Puis, durant les années suivantes, il y a eu le boycott sportif des États entre eux-mêmes quand il s’agissait pour les uns d’exercer une pression politique qui servait leurs desseins. À l’exemple des Jeux olympiques de Moscou (ex-URSS communiste), en 1980, sabordés par les USA sous prétexte de non-respect des droits de l’Homme. De nos jours encore, ne voit-on pas des vedettes du foot américain ou du basket-ball, la bannière étoilée sur le dos, choisir de faire génuflexion en plein hymne national pour protester contre des injustices policières qui ciblent majoritairement des noirs ? Ainsi, combien même on aimerait le sport pour sa tolérance de toutes les sensibilités qui peut aller jusqu’à permettre qu’Américains et Nord-Coréens s’affrontent autour d’un ballon dans un stade plutôt que de se battre à balles réelles ou à coups de missiles, doit-on vraiment s’étonner que les pays — membres de la SADC empruntent la même voie et boycottent un évènement tenu — expressément ? — dans un territoire du continent dont ils dénoncent l’assujettissement forcé ? En l’occurrence, le Sahara occidentale ou République arabe sahraouie démocratique (RASD) ?
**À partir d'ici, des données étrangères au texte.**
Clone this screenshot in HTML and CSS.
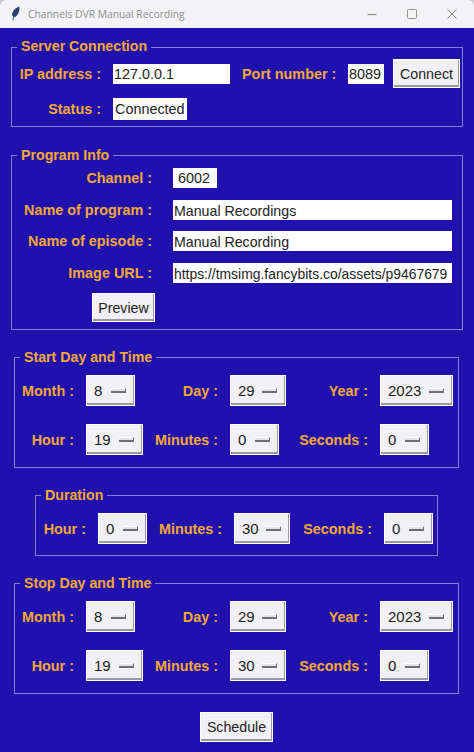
FILE: index.html
```html
<!DOCTYPE html>
<html lang="en">
<head>
<meta charset="utf-8">
<title>Channels DVR Manual Recording</title>
<link rel="stylesheet" href="styles.css">
</head>
<body>
<div class="window">
  <header class="titlebar">
    <svg class="feather" viewBox="0 0 9 15" width="9" height="15"><path d="M1.6 14.6 L2 10.5 C0.8 9.5 0.8 7.5 2 5.5 C3.5 3 5.8 1 8.4 0.4 C8.9 3.5 8 7 6 9.5 C5 10.6 3.8 11 2.8 11 L2.4 14.6 Z" fill="#26426e"/></svg>
    <span class="title">Channels DVR Manual Recording</span>
    <div class="controls">
      <svg viewBox="0 0 10 10" width="10" height="10"><path d="M0.5 5.5H9.5" stroke="#8f8f8f" stroke-width="1.2" fill="none"/></svg>
      <svg viewBox="0 0 10 10" width="10" height="10"><rect x="0.5" y="0.5" width="9" height="9" rx="1" stroke="#8f8f8f" fill="none"/></svg>
      <svg viewBox="0 0 10 10" width="10" height="10"><path d="M0.5 0.5L9.5 9.5M9.5 0.5L0.5 9.5" stroke="#8f8f8f" fill="none"/></svg>
    </div>
  </header>
  <main class="content">
    <fieldset class="group group-server">
      <legend>Server Connection</legend>
      <div class="server-grid">
        <label class="lbl">IP address :</label>
        <div class="field f-ip">127.0.0.1</div>
        <label class="lbl">Port number :</label>
        <div class="field f-port">8089</div>
        <button class="btn">Connect</button>
        <label class="lbl">Status :</label>
        <div class="field f-status">Connected</div>
      </div>
    </fieldset>
    <fieldset class="group group-program">
      <legend>Program Info</legend>
      <div class="program-grid">
        <label class="lbl">Channel :</label>
        <div class="field f-channel">6002</div>
        <label class="lbl">Name of program :</label>
        <div class="field f-name">Manual Recordings</div>
        <label class="lbl">Name of episode :</label>
        <div class="field f-name">Manual Recording</div>
        <label class="lbl">Image URL :</label>
        <div class="field">https://tmsimg.fancybits.co/assets/p9467679</div>
      </div>
      <button class="btn btn-preview">Preview</button>
    </fieldset>
    <fieldset class="group group-time">
      <legend>Start Day and Time</legend>
      <div class="time-grid">
        <label class="lbl">Month :</label>
        <div class="menu w-49"><span>8</span><i></i></div>
        <label class="lbl">Day :</label>
        <div class="menu w-56"><span>29</span><i></i></div>
        <label class="lbl">Year :</label>
        <div class="menu w-73"><span>2023</span><i></i></div>
        <label class="lbl">Hour :</label>
        <div class="menu w-57"><span>19</span><i></i></div>
        <label class="lbl">Minutes :</label>
        <div class="menu w-49"><span>0</span><i></i></div>
        <label class="lbl">Seconds :</label>
        <div class="menu w-49"><span>0</span><i></i></div>
      </div>
    </fieldset>
    <fieldset class="group group-duration">
      <legend>Duration</legend>
      <div class="duration-grid">
        <label class="lbl">Hour :</label>
        <div class="menu w-49"><span>0</span><i></i></div>
        <label class="lbl">Minutes :</label>
        <div class="menu w-56"><span>30</span><i></i></div>
        <label class="lbl">Seconds :</label>
        <div class="menu w-49"><span>0</span><i></i></div>
      </div>
    </fieldset>
    <fieldset class="group group-time">
      <legend>Stop Day and Time</legend>
      <div class="time-grid">
        <label class="lbl">Month :</label>
        <div class="menu w-49"><span>8</span><i></i></div>
        <label class="lbl">Day :</label>
        <div class="menu w-56"><span>29</span><i></i></div>
        <label class="lbl">Year :</label>
        <div class="menu w-73"><span>2023</span><i></i></div>
        <label class="lbl">Hour :</label>
        <div class="menu w-57"><span>19</span><i></i></div>
        <label class="lbl">Minutes :</label>
        <div class="menu w-56"><span>30</span><i></i></div>
        <label class="lbl">Seconds :</label>
        <div class="menu w-49"><span>0</span><i></i></div>
      </div>
    </fieldset>
    <div class="actions"><button class="btn btn-schedule">Schedule</button></div>
  </main>
</div>
</body>
</html>
```
FILE: styles.css
```css
* { box-sizing: border-box; }
html, body { margin: 0; padding: 0; height: 100%; }
body { background: #c9c9cf; font-family: "Liberation Sans", Arial, sans-serif; overflow: hidden; }
.window { width: 474px; height: 752px; display: flex; flex-direction: column; }
.titlebar {
  height: 28px; flex: none; background: #f3f3f5; border-radius: 6px 6px 0 0;
  display: flex; align-items: center; padding-left: 11px;
}
.feather { margin-right: 8px; margin-top: -1px; }
.title { font-family: "Open Sans", sans-serif; font-size: 10.3px; color: #8d8f92; }
.controls { margin-left: auto; display: flex; gap: 30px; padding-right: 17px; align-items: center; }
.content { flex: 1; background: #2011ae; padding-top: 10px; display: flex; flex-direction: column; align-items: flex-start; }
.group { border: 1px solid #7f7fd8; margin: 0; min-width: 0; padding: 0; }
.group legend { font-size: 14.2px; font-weight: 700; color: #f5a732; line-height: 18px; padding: 0 4px; margin-left: 5px; }
.group-server legend { position: relative; top: -1px; }
.lbl { font-size: 14.4px; font-weight: 700; color: #f5a732; text-align: right; white-space: nowrap; }
.field { background: #fff; color: #222; font-size: 14.4px; height: 20px; line-height: 21px; padding-left: 1px; white-space: nowrap; overflow: hidden; }

.btn {
  font-family: inherit; font-size: 14.2px; color: #222; background: #f1f0f4; padding: 0; height: 29px;
  border: 1px solid #fff; box-shadow: inset -1px -2px 0 #9a9a9a;
}

.group-server { width: 452px; height: 89px; margin-left: 11px; }
.server-grid {
  display: grid; grid-template-columns: 89px 117px 94px 36px 64px; column-gap: 12px; grid-template-rows: 29px 22px; row-gap: 10px;
  align-items: center; padding-top: 3px;
}
.server-grid .btn { margin-left: -3px; }
.f-ip { width: 117px; }
.field.f-status { width: 74px; height: 22px; line-height: 22px; padding-left: 2px; grid-column: 2 / 6; }

.group-program { width: 452px; height: 184px; margin: 19px 0 0 11px; }
.program-grid {
  display: grid; grid-template-columns: 140px 279px; column-gap: 21px; grid-auto-rows: 20px; row-gap: 11.5px; align-items: center; padding-top: 4px;
}
.program-grid .field { font-size: 13.9px; line-height: 22px; padding-left: 1px; }
.program-grid .f-name { font-size: 14.2px; }
.program-grid .f-channel { width: 44px; padding-left: 5px; font-size: 14.4px; line-height: 21px; }
.btn-preview { display: block; width: 63px; margin: 10.5px 0 0 80px; }

.group-time { width: 445px; height: 120px; margin: 18px 0 0 14px; }
.time-grid {
  display: grid; grid-template-columns: 59px 57px 63px 57px 69px 73px; column-gap: 12px; grid-template-rows: 31px 31px; row-gap: 18px;
  align-items: center; padding-top: 9px;
}
.time-grid .lbl:first-child, .time-grid .lbl:nth-child(7) { margin-left: -1px; }
.group-duration { width: 403px; height: 70px; margin: 18px 0 0 35px; }
.duration-grid {
  display: grid; grid-template-columns: 50px 49px 63px 57px 69px 49px; column-gap: 12px; grid-template-rows: 31px;
  align-items: center; padding-top: 9px;
}
.menu {
  height: 31px; background: #f1f0f4; color: #222; font-size: 15px;
  border: 1px solid #fff; box-shadow: inset -1px -2px 0 #9a9a9a;
  display: flex; align-items: center; justify-content: space-between; padding: 0 8px 1px 7px;
}
.menu i { display: block; width: 15px; height: 5px; background: #e4e4e8; border-bottom: 2px solid #6e6e6e; border-right: 1px solid #6e6e6e; border-top: 1px solid #fff; }
.w-49 { width: 49px; }
.w-56 { width: 56px; }
.w-57 { width: 57px; }
.w-73 { width: 73px; }
.actions { margin: 18px 0 0 200px; }
.btn-schedule { width: 73px; height: 30px; display: block; }
```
Laayoune, endroit choisi pour le championnat de futsal, se trouve dans le Saharoui dans le nord-ouest de l’Afrique. C’est un territoire de l’Afrique envahi, de fait, par le Maroc, mais revendiqué par le Front Patriotique du Polisario. Le statut de ce territoire n’est pas reconnu par les Nations unies tout comme n’est pas reconnu le statut du British Indian Ocean Territory (le BIOT des Britanniques) implanté sur notre archipel occupé des Chagos. La revendication du Front Polisario est soutenue par la Communauté de développement de l’Afrique australe (SADC), dont fait partie intégrante la République de Maurice tout comme la SADC soutient pleinement la revendication de souveraineté mauricienne des Chagos. Sauf une courte interruption, le Front Polisario, porte-voix d’une République sahraouie décolonisée, a toujours obtenu l’appui de la République de Maurice, elle-même, depuis 1982. Soit depuis l’avènement du gouvernement MMM-PSM. En permettant à notre équipe nationale d’aller à Laayoune, le gouvernement mauricien a manqué de solidarité grave envers le peuple sahraoui opprimé, envers la SADC et il a ridiculisé sa propre position dans le conflit Front Polisario/Maroc.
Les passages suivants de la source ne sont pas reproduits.